Bitcoin’s hash rate is migrating from China to the US and Kazakhstan.
Research shows that China’s share of Bitcoin mining dropped 29%.
The Cambridge Center for Alternative Finance (CCAF) research team presented new data that reveals the geographical changes of Bitcoin mining. Analysis shows that China’s share dropped dramatically long before the government crackdown in June 2021.
New data from the CCAF at Cambridge Judge Business School reveals that China’s involvement in Bitcoin mining has decreased from 75.5% in September 2019 to just 46% in April 2021, even before the restrictions were imposed. On the other hand, during the same period, the participation of the United States in the total hash rate of Bitcoin increased from 4.1% to 16.8%.
In the report also highlights the increase in mining participation of Kazakhstan which now occupies third place in the ranking, going from 1.4% to 8.2% in the same period of time. Russia and Iran are right in fourth and fifth position.

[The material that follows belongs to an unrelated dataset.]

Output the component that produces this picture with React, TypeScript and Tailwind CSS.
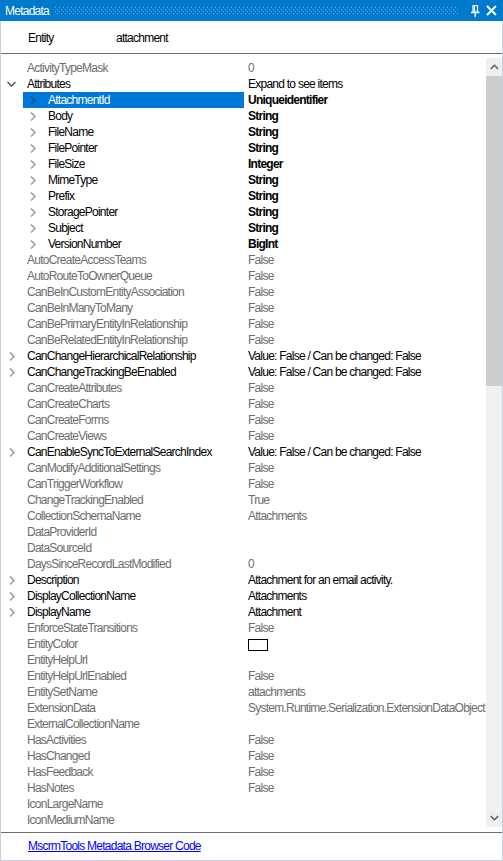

In 2019, the Cambridge Bitcoin Electricity Consumption Index (CBECI) platform was launched, in a context of growing concern about the sustainability and environmental impact of Bitcoin mining. Since then, a global debate has been created that has taken on special importance in recent months, especially after the statements of Tesla co-founder and CEO, Elon Musk.
Bitcoin mining map showing the global hash rate percentage from August 2019 to March 2021 showing China in the first place. Source: University of Cambridge / cbeci.org
Under the argument of environmental impact, as of May China’s government has limited Bitcoin mining, and in some provinces it has prohibited it. The energy provider State Grid has been one of the main promoters, alleging electricity shortages in some provinces of the country. They have even pointed to risks in Bitcoin to excuse the creation of the digital yuan.
Miners are moving out of China
The analysis also points out the annual migration of miners and their equipment, from the northern province of Xinjiang south of Sichuan. The above was done with the aim of take advantage of the abundant low-cost electricity generated by its hydroelectric plant. In 2020, Sichuan’s share of China’s total Bitcoin mining power increased from 14.9% to 61.1% in the rainy season. However, in June 2021 a total suspension of Bitcoin mining was ordered.
Seasonal migration has affected the energy profile of Bitcoin mining in China, which until now has been by far the largest mining market. With the recent bans by the Chinese government’s Financial Stability and Development Committee, China’s hash rate has disappeared overnight, suggesting a displacement of miners and their equipment to other locations.
The increase in participation in countries such as the United States and Kazakhstan are an indicator of where the hash rate will be moving next. In CriptoNoticias we recently reported that some Bitcoin mining companies that were in China, have closed agreements to move to the United States and Canada. These deals seem to already be reflecting positively on the processing power of Bitcoin miners.